Plusieurs citoyens ont fait appel à Mme Gélinas afin de déjouer le manque de communication d’Extendicare. «Dans toutes les maisons de soins de longue durée, il y a des médecins responsables des soins, mais elles doivent aussi embaucher des médecins consultants. Donc, ce que je fais souvent, c’est que je trouve qui est le médecin consultant pour cette maison-là et je mets la personne en contact avec lui ou elle. Mais ce n’est pas comme ça que ça devrait être», indique la députée, qui préfèrerait que les médecins responsables puissent s’adresser directement aux familles.   

Des communications inégales

Les maisons de soins de longue durée ont le devoir de répondre aux questions des personnes responsables des ainés. «Il y en a qui le font très bien, qui vont organiser des téléconférences et donner des mises à jour quotidiennes.

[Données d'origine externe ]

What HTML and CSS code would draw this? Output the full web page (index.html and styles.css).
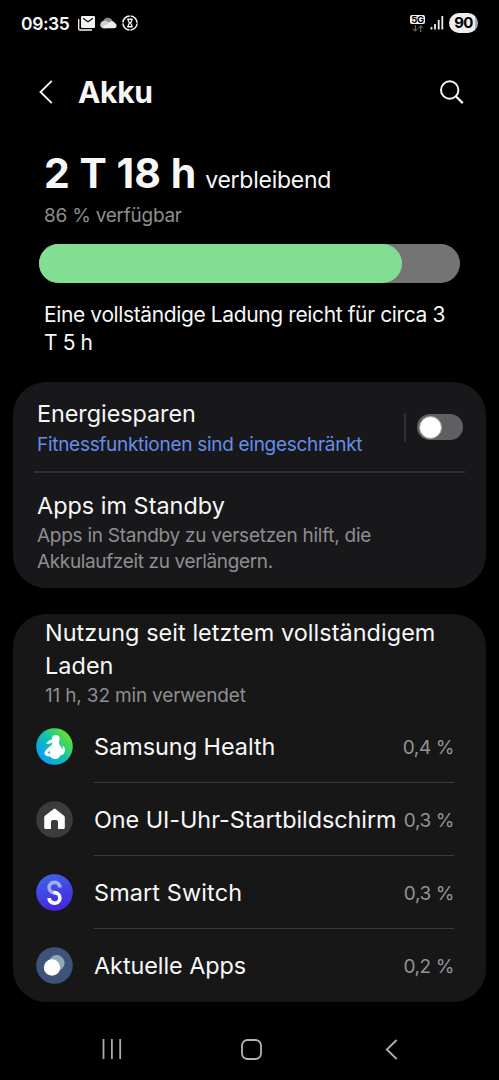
FILE: index.html
```html
<!DOCTYPE html>
<html lang="de">
<head>
<meta charset="utf-8">
<title>Akku</title>
<link rel="stylesheet" href="styles.css">
</head>
<body>
<div class="status">
  <span class="clock">09:35</span>
  <svg class="s-mail" width="17" height="15" viewBox="0 0 17 15"><path d="M.7 3v9.800q0 1.200 1.200 1.200H14" fill="none" stroke="#f4f4f4" stroke-width="1.300"/><rect x="3" y="0" width="14" height="12" rx="1.200" fill="#f4f4f4"/><path d="M5 2.300l5 3.500 5-3.500" fill="none" stroke="#111" stroke-width="1.300"/></svg>
  <svg class="s-cloud" width="17" height="12" viewBox="0 0 17 12"><path d="M3 5C4 1.500 6 .4 8.500.8c2.500.3 3.500 1.700 4 3.500L9 8z" fill="#8b8b8b"/><path d="M3.800 3.800Q7 3.500 10 6l5.500 3.500-10 1.700H3.500C-1 11-.8 4.500 3.800 3.800z" fill="#cfcfcf"/><path d="M8 6.500q2.500-3 5-2.200 1.500.5 1.600 1.800 2 .5 2 2.500 0 2.600-2.600 2.600H3.500L2 10.500z" fill="#eee"/></svg>
  <svg class="s-timer" width="16" height="16" viewBox="0 0 16 16"><circle cx="8" cy="8" r="7.100" fill="none" stroke="#f4f4f4" stroke-width="1.500" stroke-dasharray="10.150 1" stroke-dashoffset="-.5"/><path d="M5.300 4.200h5.400M5.300 11.800h5.400" stroke="#f4f4f4" stroke-width="1.400"/><path d="M6.300 4v1.800L7.500 8l-1.200 2.200V12M9.700 4v1.800L8.500 8l1.200 2.200V12" fill="none" stroke="#f4f4f4" stroke-width="1.300"/></svg>
  <span class="grow"></span>
  <span class="net"><b>5G</b><svg width="12" height="7" viewBox="0 0 12 7"><path d="M3.300 0v6M.8 3.700l2.500 2.500 2.500-2.500M8.700 7V1M6.200 3.300L8.700.8l2.500 2.500" fill="none" stroke="#8a8a8a" stroke-width=".9"/></svg></span>
  <svg class="s-bars" width="14" height="14" viewBox="0 0 14 14"><path d="M1.500 13.500V11M5 13.500V8M8.700 13.500V4M12.300 13.500V0" stroke="#ededed" stroke-width="1.800"/></svg>
  <span class="batt">90</span>
</div>
<header class="head">
  <svg width="16" height="26" viewBox="0 0 16 26"><path d="M13.800 1.800L2.500 13l11.300 11.200" fill="none" stroke="#f4f4f4" stroke-width="1.900"/></svg>
  <h1>Akku</h1>
  <svg width="25" height="25" viewBox="0 0 25 25"><circle cx="10.700" cy="10" r="8.700" fill="none" stroke="#f4f4f4" stroke-width="2"/><path d="M16.800 16.200l7 6.900" stroke="#f4f4f4" stroke-width="2.200"/></svg>
</header>
<section class="hero">
  <div class="remain"><b>2 T 18 h</b><span>verbleibend</span></div>
  <div class="avail">86 % verfügbar</div>
  <div class="bar"><div class="fill"></div></div>
  <p>Eine vollständige Ladung reicht für circa 3<br>T 5 h</p>
</section>
<section class="card saving">
  <div class="opt first">
    <div><div class="title t-en">Energiesparen</div><div class="sub blue">Fitnessfunktionen sind eingeschränkt</div></div>
    <div class="switchbox"><i class="vline"></i><i class="switch"><i class="knob"></i></i></div>
  </div>
  <div class="opt second">
    <div class="title t-apps">Apps im Standby</div>
    <div class="sub standby">Apps in Standby zu versetzen hilft, die<br><span class="tight">Akkulaufzeit zu verlängern.</span></div>
  </div>
</section>
<section class="card usage">
  <h2>Nutzung seit letztem vollständigem<br>Laden</h2>
  <div class="used">11 h, 32 min verwendet</div>
  <div class="row">
    <svg class="ico" viewBox="0 0 37 37"><defs><linearGradient id="g1" x1=".1" y1=".8" x2=".85" y2=".15"><stop offset="0" stop-color="#0c9df0"/><stop offset=".5" stop-color="#10c2b0"/><stop offset="1" stop-color="#63e32b"/></linearGradient></defs><circle cx="18.500" cy="18.500" r="18.300" fill="url(#g1)"/><circle cx="19.800" cy="11" r="3.900" fill="#fff"/><path d="M17 11.300q-4 .2-6.200 3.200l-.3 1.600q3.800.2 6.500-2.300z" fill="#fff"/><path d="M16.500 14h6.500q-.2 2.200 1.300 3.800 1.700 1.700 1.500 3.700 1.300-.5.800-2.300-.3-1.300 1-1.200 1.800 1.500 1.300 5-.8 4-4.600 4.500-1.300 3.500-5.500 3.500-3.300 0-4.700-2.400-5.700-.6-5.700-3.600 0-2.200 5.400-6.500 2.700-1.500 2.700-4.500z" fill="#fff"/><path d="M13.500 22.500l-1.900 2.500 2.800.8q-.8-1.600-.9-3.300z" fill="#12b0d0"/></svg>
    <div class="line"><span class="name n1">Samsung Health</span><span class="pct">0,4 %</span></div>
  </div>
  <div class="row">
    <svg class="ico" viewBox="0 0 37 37"><circle cx="18.500" cy="18.500" r="18.300" fill="#3b3b3b"/><path d="M8.200 16.500q0-1 .8-1.700l8.700-6.800q.9-.8 1.800 0l8.500 6.800q.8.700.8 1.700v10q0 1.500-1.500 1.500H22v-7q0-2-2-2h-3q-2 0-2 2v7H9.700q-1.500 0-1.500-1.500z" fill="#fff"/></svg>
    <div class="line"><span class="name n2">One UI-Uhr-Startbildschirm</span><span class="pct">0,3 %</span></div>
  </div>
  <div class="row">
    <svg class="ico" viewBox="0 0 37 37"><defs><linearGradient id="g3" x1=".3" y1="0" x2=".6" y2="1"><stop offset="0" stop-color="#3e64e8"/><stop offset="1" stop-color="#4624dd"/></linearGradient></defs><circle cx="18.500" cy="18.500" r="18.300" fill="url(#g3)"/><path d="M23.900 13.500a5.400 5.200 0 1 0-5.400 5.200" fill="none" stroke="#a4aef8" stroke-width="3.700"/><path d="M17.500 18.700h1a5.400 5.200 0 1 1-5.400 5.200" fill="none" stroke="#fff" stroke-width="3.700"/></svg>
    <div class="line"><span class="name n3">Smart Switch</span><span class="pct">0,3 %</span></div>
  </div>
  <div class="row">
    <svg class="ico" viewBox="0 0 37 37"><circle cx="18.500" cy="18.500" r="18.300" fill="#3d5379"/><circle cx="20.700" cy="16" r="7.900" fill="#91a7b8"/><circle cx="16" cy="20.500" r="8.200" fill="#fff"/></svg>
    <div class="line"><span class="name n4">Aktuelle Apps</span><span class="pct">0,2 %</span></div>
  </div>
</section>
<nav class="nav">
  <svg width="20" height="20" viewBox="0 0 20 20"><path d="M1.500 0v20M9.900 0v20M18.200 0v20" stroke="#aaa" stroke-width="1.800"/></svg>
  <svg class="home" width="21" height="21" viewBox="0 0 21 21"><rect x="1" y="1" width="19" height="19" rx="5.500" fill="none" stroke="#b4b4b4" stroke-width="1.800"/></svg>
  <svg width="13" height="21" viewBox="0 0 13 21"><path d="M11.600 1L1.800 10.500l9.800 9.500" fill="none" stroke="#b4b4b4" stroke-width="1.800"/></svg>
</nav>
</body>
</html>
```
FILE: styles.css
```css
* { box-sizing: border-box; }
body { margin: 0; width: 499px; height: 1080px; overflow: hidden; background: #000; color: #f7f7f7; font-family: Inter, "Liberation Sans", sans-serif; white-space: nowrap; display: flex; flex-direction: column; }
svg { display: block; flex: none; }
h1, h2, p { margin: 0; font-weight: 400; }
.grow { flex: 1; }
.status { height: 46px; display: flex; align-items: center; padding: 0 21px; }
.clock { font-size: 17.5px; font-weight: 600; width: 57px; letter-spacing: -.4px; }
.s-cloud { margin-left: 5px; }
.s-timer { margin-left: 5px; }
.net { display: flex; flex-direction: column; align-items: center; gap: 1px; }
.net b { width: 15px; height: 9px; border-radius: 2px; background: #f4f4f4; color: #000; font-size: 9.5px; line-height: 9px; letter-spacing: -.3px; text-align: center; }
.s-bars { margin: 0 5px; }
.batt { width: 29px; height: 20px; border-radius: 10px; background: linear-gradient(90deg, #eee 90%, #aaa 90%); color: #000; font-size: 15px; font-weight: 700; line-height: 20px; letter-spacing: -.6px; text-align: center; }
.head { height: 92px; padding: 0 35px 0 38px; display: flex; align-items: center; }
.head h1 { font-size: 30px; font-weight: 700; line-height: 40px; letter-spacing: -.3px; margin-left: 24px; flex: 1; }
.hero { height: 244px; padding: 10px 39px 0; }
.remain { display: flex; align-items: baseline; height: 50px; line-height: 50px; padding-left: 5px; gap: 9px; }
.remain b { font-size: 41px; font-weight: 700; }
.remain span { font-size: 23px; letter-spacing: -.25px; }
.avail { padding-left: 5px; margin-top: 6px; line-height: 24px; font-size: 19px; letter-spacing: -.25px; color: #8e8e8e; }
.bar { margin-top: 16px; height: 39px; border-radius: 20px; background: #747474; }
.fill { width: 86.2%; height: 100%; border-radius: 20px; background: #82de92; }
.hero p { padding-left: 5px; margin-top: 18px; font-size: 21px; line-height: 28px; letter-spacing: -.38px; }
.card { margin: 0 13px; border-radius: 33px; background: #18181a; }
.saving { height: 206px; padding: 0 21px; }
.opt { padding-left: 3px; }
.first { height: 91px; padding-top: 16px; border-bottom: 2px solid #303032; display: flex; justify-content: space-between; }
.title { font-size: 23.4px; line-height: 31px; }
.t-en { letter-spacing: -.05px; }
.t-apps { letter-spacing: .02px; }
.sub { font-size: 19px; line-height: 26px; letter-spacing: -.26px; color: #8e8e90; }
.blue { color: #668de9; margin-top: 3px; letter-spacing: -.29px; }
.standby { margin-top: 2px; }
.tight { letter-spacing: -.36px; }
.switchbox { display: flex; align-items: center; height: 30px; margin: 14px 2px 0 0; gap: 11px; }
.vline { width: 2px; height: 29px; background: #303032; }
.switch { width: 46px; height: 26px; border-radius: 13px; background: #5f5f62; padding: 1.5px 2px; }
.knob { display: block; width: 23px; height: 23px; border: 1px solid #a0a0a2; border-radius: 50%; background: #fff; }
.second { padding-top: 17px; }
.usage { margin-top: 26px; height: 388px; background: #171718; padding: 2px 32px 0 23px; }
.usage h2 { padding: 0 0 1px 9px; font-size: 23.4px; line-height: 33px; letter-spacing: .07px; }
.used { padding-left: 9px; font-size: 19px; line-height: 26px; height: 27px; letter-spacing: -.17px; color: #8e8e90; }
.row { height: 73px; display: flex; align-items: center; gap: 21px; }
.ico { width: 37px; height: 37px; }
.line { flex: 1; height: 73px; display: flex; align-items: center; justify-content: space-between; border-bottom: 1px solid #3a3a3b; }
.row:last-child .line { border: 0; }
.name { font-size: 23.4px; line-height: 31px; }
.n1 { letter-spacing: 0; }
.n2 { letter-spacing: -.05px; }
.n3 { letter-spacing: .14px; }
.n4 { letter-spacing: -.05px; }
.pct { font-size: 19px; letter-spacing: -.4px; padding-top: 2px; color: #949496; }
.row:last-child .pct { padding-top: 1px; }
.nav { height: 78px; padding: 16px 101px 0 102px; display: flex; align-items: center; justify-content: space-between; }
.home { margin-right: 4px; }
```
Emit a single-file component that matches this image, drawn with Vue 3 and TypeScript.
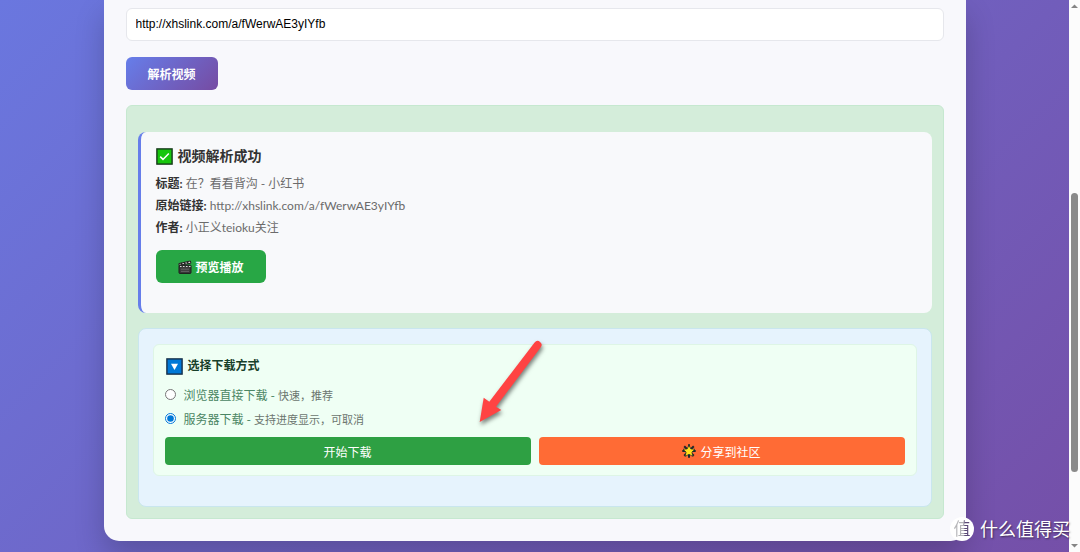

Et il y en a d’autres où c’est pitoyable», déplore la députée.

Lianne Pelletier, fille d’un résident du Temiskaming Lodge, un foyer de soins longue durée de la compagnie Jarlette Health Services, a eu une meilleure expérience et était satisfaite des mesures mises en place.

Photo : Alexandre Matte

«Il y a eu un cas de COVID-19 il y a quelques semaines et la personne est depuis guérie. Les employés du Lodge communiquent fréquemment avec ma mère par téléphone pour la tenir au courant de l’état des choses et de mon père. Certes, ils ne peuvent pas tout lui dire (par exemple l’identité ou le numéro de chambre de la personne infectée), pour des raisons de vie privée, j’imagine. Les travailleurs n’ont pas beaucoup de temps pour jaser avec elle, mais elle bénéficie quand même d’une communication directe avec le Lodge», décrit Mme Pelletier.

Quels droits ont ces locataires?

Les places en foyers de soins longue durée peuvent couter très cher, allant parfois jusqu’à 3000 $ par mois. Mais cette somme impressionnante ne donne pas plus de droits aux locataires.

«C’est le gouvernement qui surveille les maisons de soins de longue durée et qui paye pour les soins. [Les résidents] ne tombent pas sous la Loi sur la protection des locataires. Ils tombent sous le ministère de la Santé, où il y a habituellement plus de 300 règlements à suivre. Mais parce que le gouvernement a déclaré l’état d’urgence, ces règlements-là ne sont plus applicables», explique la députée France Gélinas.  

À ce relâchement s’ajoute la possibilité de recruter des bénévoles et d’annuler les formations. «Il y a des résidents qui ont des besoins très complexes et la raison pour laquelle ils sont dans une maison de soins de longue durée, c’est parce qu’ils nous disent que les services sont conçus et offerts par du monde formé», fait remarquer la fille de la résidente de la maison d’Extendicare.

La corporation Extendicare à Toronto a refusé une demande d’entrevue téléphonique. En ce qui concerne le manque de communication décrié par les familles des résidents, elle répond par écrit : «La COVID-19 a augmenté le besoin de communication dans plusieurs maisons et les familles reçoivent des mises à jour par écrit deux fois par semaine. On fait aussi des tests pour des visioconférences hebdomadaires où les familles peuvent poser des questions.»

France Gélinas invite les citoyens à faire part de leurs préoccupations à leur député provincial ou à formuler une plainte au ministère de la Santé.